Keeping My Head Above Water...

 Well, I've been called crazy. I've been called mean. Normally, I wouldn't let that bother me, but I think it was said to me out of spite. Or at least that's how it felt. I wish people would learn to be kind. They don't know what other people are going through. They don't know how it feels to go through some of the things I've been through. My life has not been easy. Now, I've isolated myself from others. My child is struggling. My family dynamic has fallen apart. I haven't spoken to any of siblings in weeks. My mom just wants to go to bars three to four times a week and hit on men half her age. I'm starting to hate my job. None of that really bothered me because I had someone, I wasn’t alone. But we all know how that ended… ha! And on top of all that, I let myself get my feelings hurt. I'm not normally a sissy about things. I usually let things roll off me like water off a ducks back. I just don't know how my life got so out of control so fast. I’m carrying so much stress in my neck and shoulders, I can barely move. I try to fix everyone else and neglect myself. I can’t do that. I have to make myself my top priority. I know it’s going to get better. I know I’m tough. I know I’ve got this. I just need to make some changes, starting with having some fun. 

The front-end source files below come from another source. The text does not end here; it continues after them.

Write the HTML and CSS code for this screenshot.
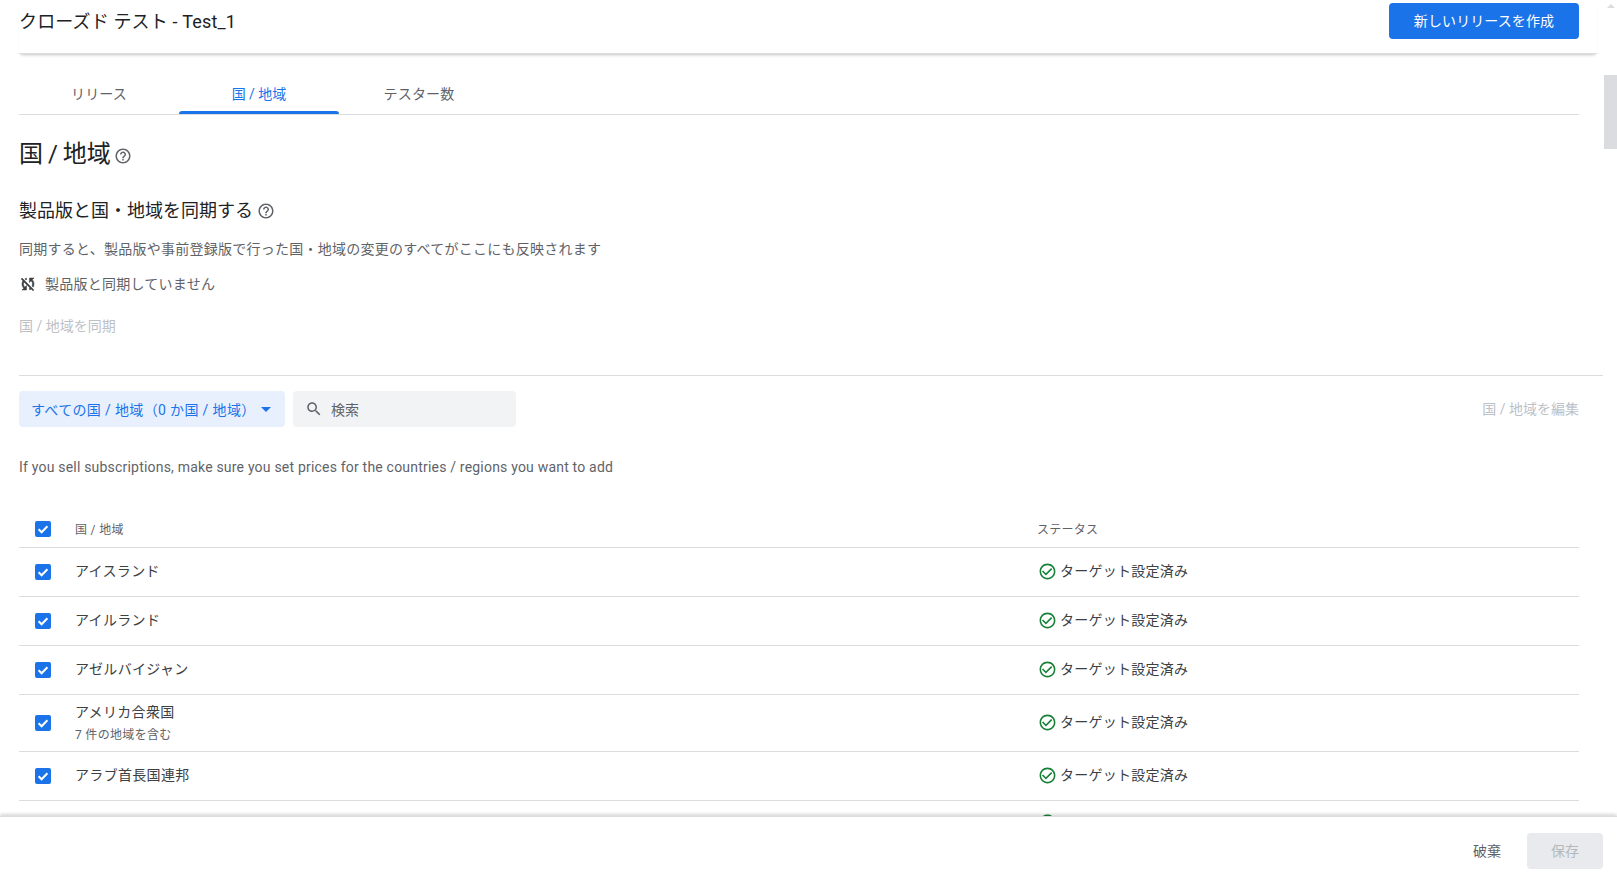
FILE: index.html
```html
<!DOCTYPE html>
<html lang="ja">
<head>
<meta charset="utf-8">
<title>国 / 地域</title>
<link rel="stylesheet" href="styles.css">
</head>
<body>
<svg class="defs" width="0" height="0" aria-hidden="true">
  <symbol id="i-help" viewBox="0 0 24 24"><path d="M11 18h2v-2h-2v2zm1-16C6.48 2 2 6.48 2 12s4.48 10 10 10 10-4.48 10-10S17.52 2 12 2zm0 18c-4.41 0-8-3.59-8-8s3.59-8 8-8 8 3.59 8 8-3.59 8-8 8zm0-14c-2.21 0-4 1.79-4 4h2c0-1.1.9-2 2-2s2 .9 2 2c0 2-3 1.75-3 5h2c0-2.25 3-2.5 3-5 0-2.21-1.79-4-4-4z"/></symbol>
  <symbol id="i-check" viewBox="0 0 24 24"><path d="M16.59 7.58L10 14.17l-3.59-3.58L5 12l5 5 8-8zM12 2C6.48 2 2 6.48 2 12s4.48 10 10 10 10-4.48 10-10S17.52 2 12 2zm0 18c-4.42 0-8-3.58-8-8s3.58-8 8-8 8 3.58 8 8-3.58 8-8 8z"/></symbol>
  <symbol id="i-box" viewBox="0 0 16 16"><rect width="16" height="16" rx="2" fill="#1a73e8"/><path d="M3.6 8.2l3 3 5.8-6" fill="none" stroke="#fff" stroke-width="2"/></symbol>
</svg>
<div class="page">
  <header class="header">
    <div class="title">クローズド テスト - Test_1</div>
    <button class="btn-primary">新しいリリースを作成</button>
  </header>
  <main class="main">
    <nav class="tabs">
      <div class="tab">リリース</div>
      <div class="tab active">国 / 地域</div>
      <div class="tab">テスター数</div>
    </nav>
    <section class="sync">
      <h1 class="h1">国 / 地域<svg class="help h1-help"><use href="#i-help"/></svg></h1>
      <h2 class="h2">製品版と国・地域を同期する<svg class="help h2-help"><use href="#i-help"/></svg></h2>
      <p class="desc">同期すると、製品版や事前登録版で行った国・地域の変更のすべてがここにも反映されます</p>
      <div class="status-line">
        <svg class="sync-icon" viewBox="0 0 24 24"><path d="M10 6.35V4.26c-.8.21-1.55.54-2.23.96l1.46 1.46c.25-.12.5-.24.77-.33zm-7.14-.94l2.36 2.36C4.45 8.99 4 10.44 4 12c0 2.21.91 4.2 2.36 5.64L4 20h6v-6l-2.24 2.24C6.68 15.15 6 13.66 6 12c0-1 .25-1.94.68-2.77l8.08 8.08c-.25.13-.5.25-.77.34v2.09c.8-.21 1.55-.54 2.23-.96l2.36 2.36 1.27-1.27L4.14 4.14 2.86 5.41zM20 4h-6v6l2.24-2.24C17.32 8.85 18 10.34 18 12c0 1-.25 1.94-.68 2.77l1.46 1.46C19.55 15.01 20 13.56 20 12c0-2.21-.91-4.2-2.36-5.64L20 4z"/></svg>
        <span>製品版と同期していません</span>
      </div>
      <div class="disabled-link">国 / 地域を同期</div>
    </section>
    <section class="list">
      <div class="toolbar">
        <div class="filter"><span>すべての国 / 地域（0 か国 / 地域）</span><i class="caret"></i></div>
        <div class="search">
          <svg class="search-icon" viewBox="0 0 24 24"><path d="M15.5 14h-.79l-.28-.27C15.41 12.59 16 11.11 16 9.5 16 5.91 13.09 3 9.5 3S3 5.91 3 9.5 5.91 16 9.5 16c1.61 0 3.09-.59 4.23-1.57l.27.28v.79l5 4.99L20.49 19l-4.99-5zm-6 0C7.01 14 5 11.99 5 9.5S7.01 5 9.5 5 14 7.01 14 9.5 11.99 14 9.5 14z"/></svg>
          <span>検索</span>
        </div>
        <div class="disabled-link edit">国 / 地域を編集</div>
      </div>
      <p class="info">If you sell subscriptions, make sure you set prices for the countries / regions you want to add</p>
      <div class="table">
        <div class="row head">
          <svg class="box"><use href="#i-box"/></svg>
          <div class="name">国 / 地域</div>
          <div class="state">ステータス</div>
        </div>
        <div class="row">
          <svg class="box"><use href="#i-box"/></svg>
          <div class="name">アイスランド</div>
          <div class="state"><svg class="ok"><use href="#i-check"/></svg>ターゲット設定済み</div>
        </div>
        <div class="row">
          <svg class="box"><use href="#i-box"/></svg>
          <div class="name">アイルランド</div>
          <div class="state"><svg class="ok"><use href="#i-check"/></svg>ターゲット設定済み</div>
        </div>
        <div class="row">
          <svg class="box"><use href="#i-box"/></svg>
          <div class="name">アゼルバイジャン</div>
          <div class="state"><svg class="ok"><use href="#i-check"/></svg>ターゲット設定済み</div>
        </div>
        <div class="row tall">
          <svg class="box"><use href="#i-box"/></svg>
          <div class="name">アメリカ合衆国<div class="sub">7 件の地域を含む</div></div>
          <div class="state"><svg class="ok"><use href="#i-check"/></svg>ターゲット設定済み</div>
        </div>
        <div class="row">
          <svg class="box"><use href="#i-box"/></svg>
          <div class="name">アラブ首長国連邦</div>
          <div class="state"><svg class="ok"><use href="#i-check"/></svg>ターゲット設定済み</div>
        </div>
        <div class="row peek">
          <svg class="box"><use href="#i-box"/></svg>
          <div class="name"></div>
          <div class="state"><svg class="ok"><use href="#i-check"/></svg></div>
        </div>
      </div>
    </section>
  </main>
  <footer class="footer">
    <div class="discard">破棄</div>
    <button class="btn-save" disabled>保存</button>
  </footer>
  <div class="scrollbar"><i class="arrow"></i><div class="thumb"></div></div>
</div>
</body>
</html>
```
FILE: styles.css
```css
* { box-sizing: border-box; }
html, body { margin: 0; height: 100%; overflow: hidden; background: #fff; }
body { font-family: Roboto, "Noto Sans CJK JP", sans-serif; color: #3c4043; font-size: 14px; }
.defs { position: absolute; }
.page { position: relative; height: 882px; display: flex; flex-direction: column; overflow: hidden; }

.header { flex: none; height: 54px; margin: 0 20px 0 19px; padding: 3px 18px 0 0; display: flex; justify-content: space-between; align-items: flex-start; border-bottom: 1px solid #dadce0; box-shadow: 0 3px 3px -2px rgba(60,64,67,.3); position: relative; z-index: 1; background: #fff; }
.title { font-size: 18px; line-height: 36px; padding-top: 1px; letter-spacing: .15px; color: #202124; }
.btn-primary { width: 190px; height: 36px; padding: 0 0 2px; border: 0; border-radius: 4px; background: #1a73e8; color: #fff; font: 14px Roboto, "Noto Sans CJK JP", sans-serif; letter-spacing: .1px; }

.main { flex: 1; min-height: 0; overflow: hidden; padding: 0 14px 0 19px; }
.tabs { display: flex; margin: 20px 24px 0 0; height: 41px; border-bottom: 1px solid #dadce0; }
.tab { width: 160px; height: 40px; padding-bottom: 2px; display: flex; align-items: center; justify-content: center; color: #5f6368; letter-spacing: .2px; position: relative; }
.tab.active { color: #1a73e8; letter-spacing: 0; }
.tab.active::after { content: ""; position: absolute; left: 0; right: 0; bottom: 0; height: 3px; background: #1a73e8; border-radius: 3px 3px 0 0; }

.h1 { margin: 21px 0 0; font-size: 24px; font-weight: 400; line-height: 36px; word-spacing: -1px; color: #202124; display: flex; align-items: center; }
.help { fill: #5f6368; }
.h1-help { width: 18px; height: 18px; margin: 3px 0 0 3px; }
.h2 { margin: 25px 0 0; font-size: 18px; font-weight: 400; line-height: 28px; color: #202124; display: flex; align-items: center; }
.h2-help { width: 18px; height: 18px; margin-left: 4px; }
.desc { margin: 14px 0 0; line-height: 20px; letter-spacing: .25px; color: #5f6368; }
.status-line { margin-top: 14px; height: 20px; display: flex; align-items: center; gap: 8px; letter-spacing: .25px; color: #5f6368; }
.sync-icon { width: 18px; height: 18px; margin-top: 2px; fill: #3c4043; stroke: #3c4043; stroke-width: .7; }
.disabled-link { color: #bdc1c6; line-height: 20px; }
.sync > .disabled-link { margin-top: 23px; }

.list { margin-top: 39px; border-top: 1px solid #dadce0; }
.toolbar { display: flex; align-items: center; gap: 8px; margin: 15px 24px 0 0; height: 36px; }
.filter { width: 266px; height: 36px; padding: 0 14px 0 12px; background: #e8f0fe; border-radius: 4px; color: #1a73e8; letter-spacing: .35px; display: flex; align-items: center; justify-content: space-between; }
.caret { width: 0; height: 0; margin-top: 1px; border-left: 5px solid transparent; border-right: 5px solid transparent; border-top: 5px solid #1a73e8; }
.search { width: 223px; height: 36px; padding: 0 12px; background: #f1f3f4; border-radius: 4px; color: #5f6368; display: flex; align-items: center; gap: 8px; }
.search-icon { width: 18px; height: 18px; fill: #5f6368; }
.edit { margin-left: auto; }
.info { margin: 30px 0 0; line-height: 20px; letter-spacing: .2px; color: #5f6368; }

.table { margin: 34px 24px 0 0; }
.row { height: 49px; display: flex; align-items: center; border-bottom: 1px solid #dadce0; color: #3c4043; }
.row.head { height: 37px; font-size: 12px; color: #5f6368; }
.row.tall { height: 57px; }
.box { width: 16px; height: 16px; margin-left: 16px; flex: none; }
.name { width: 962px; margin-left: 24px; padding-bottom: 5px; letter-spacing: .32px; flex: none; }
.row.head .name, .row.head .state { padding-bottom: 2px; }
.row.tall .name { padding-bottom: 3px; }
.sub { font-size: 12px; color: #5f6368; margin-top: 6px; line-height: 16px; }
.state { display: flex; align-items: center; gap: 3px; padding-bottom: 5px; letter-spacing: .25px; }
.ok { width: 19px; height: 19px; margin: 3px 0 0 1px; fill: #188038; }
.row.peek .state { padding-bottom: 8px; }

.footer { flex: none; height: 66px; padding: 16px 14px 12px 0; display: flex; justify-content: flex-end; align-items: flex-start; gap: 26px; background: #fff; border-top: 1px solid #dadce0; box-shadow: 0 -2px 3px rgba(60,64,67,.2); position: relative; z-index: 1; }
.discard { line-height: 36px; color: #5f6368; }
.btn-save { width: 76px; height: 36px; padding: 0 0 3px; border: 0; border-radius: 4px; background: #e8eaed; color: #b4b8bc; font: 14px Roboto, "Noto Sans CJK JP", sans-serif; }

.scrollbar { position: absolute; top: 0; right: 0; width: 13px; height: 100%; z-index: 2; }
.arrow { position: absolute; left: 3px; top: 4px; width: 0; height: 0; border-left: 4px solid transparent; border-right: 4px solid transparent; border-bottom: 4px solid #dadce0; }
.thumb { position: absolute; top: 75px; left: 0; width: 13px; height: 74px; background: #dadce0; }
```
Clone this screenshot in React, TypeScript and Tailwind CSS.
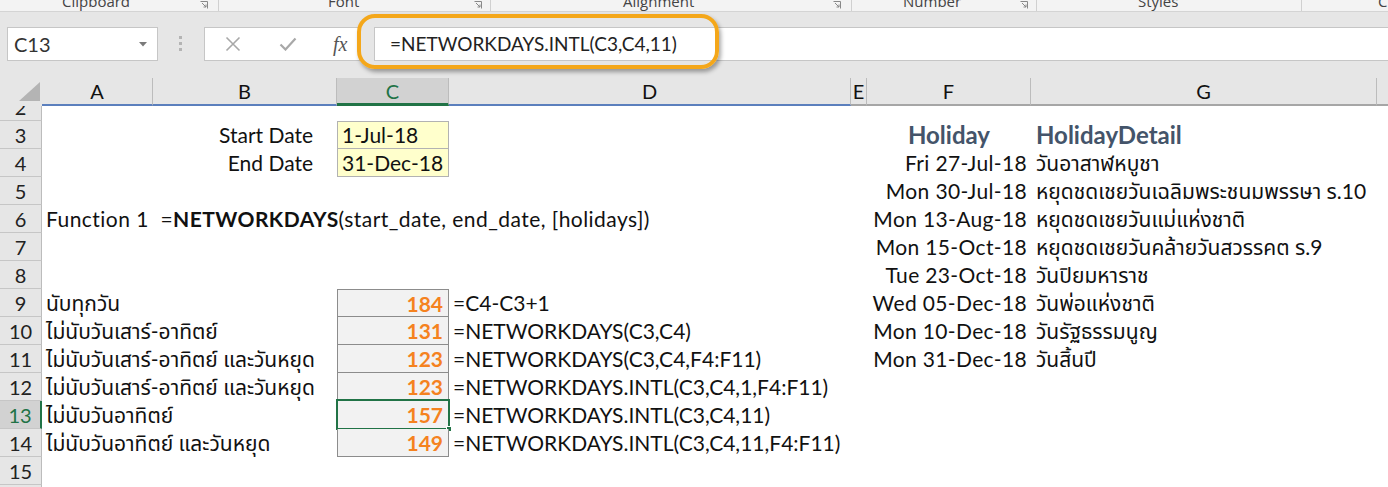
import React from "react";

const F = "font-[family-name:Lato,'Noto_Sans_Thai','Noto_Sans',sans-serif]";

function RowHead({ n, sel }: { n: number; sel?: boolean }) {
  return (
    <div
      className={
        sel
          ? "w-[42px] shrink-0 flex items-center justify-center text-[20px] bg-[#d2d2d2] text-[#217346] border-b border-b-[#c6c6c6] border-r-2 border-r-[#217346]"
          : "w-[42px] shrink-0 flex items-center justify-center text-[20px] bg-[#e6e6e6] text-[#222] border-b border-b-[#c6c6c6] border-r border-r-[#bcbcbc]"
      }
    >
      {n}
    </div>
  );
}

type RowProps = {
  n: number;
  sel?: boolean;
  a?: React.ReactNode;
  b?: React.ReactNode;
  c?: React.ReactNode;
  d?: React.ReactNode;
  f?: React.ReactNode;
  g?: React.ReactNode;
  cClass?: string;
  fClass?: string;
  selected?: boolean;
};

function Row(p: RowProps) {
  return (
    <div className="flex h-[28px] leading-[28px] text-[21px] text-[#111]">
      <RowHead n={p.n} sel={p.sel} />
      <div className="w-[111px] shrink-0 pl-[4px] whitespace-pre">{p.a}</div>
      <div className="w-[184px] shrink-0 pr-[24px] text-right whitespace-pre">{p.b}</div>
      <div className={"w-[112px] shrink-0 relative whitespace-pre " + (p.cClass ?? "")}>
        {p.c}
        {p.selected && (
          <div className="absolute -left-[2px] -top-[2px] -right-[2px] -bottom-[2px] border-2 border-[#217346]">
            <div className="absolute -right-[4px] -bottom-[4px] w-[6px] h-[6px] bg-[#217346] border border-white" />
          </div>
        )}
      </div>
      <div className="w-[402px] shrink-0 pl-[4px] whitespace-pre">{p.d}</div>
      <div className="w-[16px] shrink-0" />
      <div className={"w-[164px] shrink-0 whitespace-pre " + (p.fClass ?? "pr-[4px] text-right tracking-[0.35px]")}>{p.f}</div>
      <div className="w-[346px] shrink-0 pl-[5px] whitespace-pre">{p.g}</div>
      <div className="flex-1" />
    </div>
  );
}

function Launcher() {
  return (
    <svg width="8" height="8" viewBox="0 0 8 8" className="mt-[1px]">
      <path d="M0.5 0.5 H7.5 V7.5" fill="none" stroke="#888" strokeWidth="1" />
      <path d="M2 2 L6 6 M6 3.5 V6 H3.5" fill="none" stroke="#888" strokeWidth="1" />
    </svg>
  );
}

const num = "text-right pr-[5px] font-bold text-[#f5821f]";
const numCell = "bg-[#f2f2f2] border-x border-b border-[#8c8c8c] leading-[27px]";

const holidays: [string, string][] = [
  ["Fri 27-Jul-18", "วันอาสาฬหบูชา"],
  ["Mon 30-Jul-18", "หยุดชดเชยวันเฉลิมพระชนมพรรษา ร.10"],
  ["Mon 13-Aug-18", "หยุดชดเชยวันแม่แห่งชาติ"],
  ["Mon 15-Oct-18", "หยุดชดเชยวันคล้ายวันสวรรคต ร.9"],
  ["Tue 23-Oct-18", "วันปิยมหาราช"],
  ["Wed 05-Dec-18", "วันพ่อแห่งชาติ"],
  ["Mon 10-Dec-18", "วันรัฐธรรมนูญ"],
  ["Mon 31-Dec-18", "วันสิ้นปี"],
];

export default function App() {
  const cols: { l: string; w: string; sel?: boolean; blue: boolean }[] = [
    { l: "A", w: "w-[111px]", blue: true },
    { l: "B", w: "w-[184px]", blue: true },
    { l: "C", w: "w-[112px]", sel: true, blue: true },
    { l: "D", w: "w-[402px]", blue: true },
    { l: "E", w: "w-[16px]", blue: false },
    { l: "F", w: "w-[164px]", blue: false },
    { l: "G", w: "w-[346px]", blue: false },
  ];

  return (
    <div className={"w-[1388px] h-[487px] overflow-hidden bg-white " + F}>
      {/* Ribbon group labels strip */}
      <div className="h-[12px] flex bg-[#f3f3f3] border-b border-[#d4d4d4] overflow-hidden text-[15px] leading-[15px] text-[#444] font-[family-name:'Open_Sans',sans-serif]">
        <div className="w-[219px] shrink-0 flex items-start border-r border-[#d0d0d0]">
          <span className="pl-[62px] -mt-[6px]">Clipboard</span>
          <div className="ml-auto mr-[10px]"><Launcher /></div>
        </div>
        <div className="w-[272px] shrink-0 flex items-start border-r border-[#d0d0d0]">
          <span className="pl-[109px] -mt-[6px]">Font</span>
          <div className="ml-auto mr-[8px]"><Launcher /></div>
        </div>
        <div className="w-[361px] shrink-0 flex items-start border-r border-[#d0d0d0]">
          <span className="pl-[132px] -mt-[6px]">Alignment</span>
          <div className="ml-auto mr-[10px]"><Launcher /></div>
        </div>
        <div className="w-[185px] shrink-0 flex items-start border-r border-[#d0d0d0]">
          <span className="pl-[51px] -mt-[6px]">Number</span>
          <div className="ml-auto mr-[8px]"><Launcher /></div>
        </div>
        <div className="w-[265px] shrink-0 flex items-start border-r border-[#d0d0d0]">
          <span className="pl-[101px] -mt-[6px]">Styles</span>
        </div>
        <div className="flex-1 flex items-start">
          <span className="pl-[76px] -mt-[6px]">C</span>
        </div>
      </div>

      {/* Formula bar area */}
      <div className="relative h-[66px] bg-[#e6e6e6] flex items-start pt-[15px]">
        <div className="ml-[7px] w-[151px] h-[34px] shrink-0 bg-white border border-[#c6c6c6] flex items-center justify-between pl-[6px] pr-[10px]">
          <span className="text-[20px] text-[#333]">C13</span>
          <svg width="8" height="5" viewBox="0 0 8 5"><path d="M0 0 H8 L4 4.5 Z" fill="#7a7a7a" /></svg>
        </div>
        <div className="ml-[21px] mt-[9px] flex flex-col gap-[3px] shrink-0">
          <div className="w-[3px] h-[3px] bg-[#b4b4b4]" />
          <div className="w-[3px] h-[3px] bg-[#b4b4b4]" />
          <div className="w-[3px] h-[3px] bg-[#b4b4b4]" />
        </div>
        <div className="ml-[22px] w-[156px] h-[34px] shrink-0 bg-white border border-[#c6c6c6] flex items-center">
          <svg width="16" height="16" viewBox="0 0 16 16" className="ml-[20px]">
            <path d="M1.5 1.5 L14.5 14.5 M14.5 1.5 L1.5 14.5" stroke="#a8a8a8" strokeWidth="1.6" />
          </svg>
          <svg width="18" height="14" viewBox="0 0 18 14" className="ml-[38px]">
            <path d="M1.5 7.5 L6.5 12.5 L16.5 1.5" fill="none" stroke="#a8a8a8" strokeWidth="2.2" />
          </svg>
          <span className="ml-[36px] text-[20px] italic text-[#555] font-[family-name:'Liberation_Serif',serif]">fx</span>
        </div>
        <div className="ml-[14px] flex-1 h-[34px] bg-white border border-[#c6c6c6] border-r-0 pl-[15px] flex items-center text-[19px] text-[#222]">
          =NETWORKDAYS.INTL(C3,C4,11)
        </div>
        <div className="absolute left-[357px] top-[2px] w-[362px] h-[55px] rounded-[18px] border-[4px] border-[#f4a71a] shadow-[2px_3px_4px_rgba(0,0,0,0.35)]" />
      </div>

      {/* Column headers */}
      <div className="flex h-[28px] bg-[#e6e6e6] text-[20px] leading-[26px]">
        <div className="w-[42px] shrink-0 relative border-b border-[#e6e6e6]">
          <svg width="42" height="27" viewBox="0 0 42 27" className="absolute left-0 top-0">
            <path d="M40 4 V23 H19 Z" fill="#b4b4b4" />
          </svg>
        </div>
        {cols.map((c) => (
          <div
            key={c.l}
            className={
              c.sel
                ? c.w + " shrink-0 text-center bg-[#d2d2d2] text-[#217346] border-r border-r-[#bcbcbc] border-b-[3px] border-b-[#217346]"
                : c.blue
                ? c.w + " shrink-0 text-center text-[#111] border-r border-r-[#bcbcbc] border-b-2 border-b-[#5b7fbd]"
                : c.w + " shrink-0 text-center text-[#111] border-r border-r-[#bcbcbc] border-b-2 border-b-[#a6a6a6]"
            }
          >
            {c.l}
          </div>
        ))}
        <div className="flex-1 border-b-2 border-b-[#a6a6a6]" />
      </div>

      {/* Row 2 (partially hidden) */}
      <div className="h-[15px] overflow-hidden">
        <div className="-mt-[13px]">
          <Row n={2} />
        </div>
      </div>

      <Row
        n={3}
        b="Start Date"
        c="1-Jul-18"
        cClass="bg-[#ffffcc] border border-[#b2b2b2] pl-[4px] leading-[26px]"
        f="Holiday"
        fClass="text-center font-bold text-[24px] text-[#44546a]"
        g={<span className="font-bold text-[24px] text-[#44546a]">HolidayDetail</span>}
      />
      <Row n={4} b="End Date" c="31-Dec-18" cClass="bg-[#ffffcc] border-x border-b border-[#b2b2b2] pl-[4px] leading-[27px]" f={holidays[0][0]} g={holidays[0][1]} />
      <Row n={5} f={holidays[1][0]} g={holidays[1][1]} />
      <Row
        n={6}
        a={
          <span className="tracking-[0.45px]">
            {"Function 1  ="}
            <b>NETWORKDAYS</b>
            {"(start_date, end_date, [holidays])"}
          </span>
        }
        f={holidays[2][0]}
        g={holidays[2][1]}
      />
      <Row n={7} f={holidays[3][0]} g={holidays[3][1]} />
      <Row n={8} f={holidays[4][0]} g={holidays[4][1]} />
      <Row n={9} a="นับทุกวัน" c={<div className={num}>184</div>} cClass={numCell + " border-t"} d="=C4-C3+1" f={holidays[5][0]} g={holidays[5][1]} />
      <Row n={10} a="ไม่นับวันเสาร์-อาทิตย์" c={<div className={num}>131</div>} cClass={numCell} d="=NETWORKDAYS(C3,C4)" f={holidays[6][0]} g={holidays[6][1]} />
      <Row n={11} a="ไม่นับวันเสาร์-อาทิตย์ และวันหยุด" c={<div className={num}>123</div>} cClass={numCell} d="=NETWORKDAYS(C3,C4,F4:F11)" f={holidays[7][0]} g={holidays[7][1]} />
      <Row n={12} a="ไม่นับวันเสาร์-อาทิตย์ และวันหยุด" c={<div className={num}>123</div>} cClass={numCell} d="=NETWORKDAYS.INTL(C3,C4,1,F4:F11)" />
      <Row n={13} sel selected a="ไม่นับวันอาทิตย์" c={<div className={num}>157</div>} cClass={numCell} d="=NETWORKDAYS.INTL(C3,C4,11)" />
      <Row n={14} a="ไม่นับวันอาทิตย์ และวันหยุด" c={<div className={num}>149</div>} cClass={numCell} d="=NETWORKDAYS.INTL(C3,C4,11,F4:F11)" />
      <Row n={15} />
      <Row n={16} />
    </div>
  );
}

I’ve agreed to go on a date Friday night. It’s somewhere nice. I get to put on something nice, do my makeup a little extra, and fix my hair. I’m actually really excited. He and I dated a few months awhile back, so there aren’t any nerves. We’re both recently single and not looking for anything serious, so there’s no pressure there either. It should be fun. I’m also meeting a friend for dinner on Sunday. I haven’t seen him in almost a year. It’s going to be a beautiful weekend, so I think I’m going to spend Saturday hiking at Audra. I’m excited. It’s time I turn all this negativity around.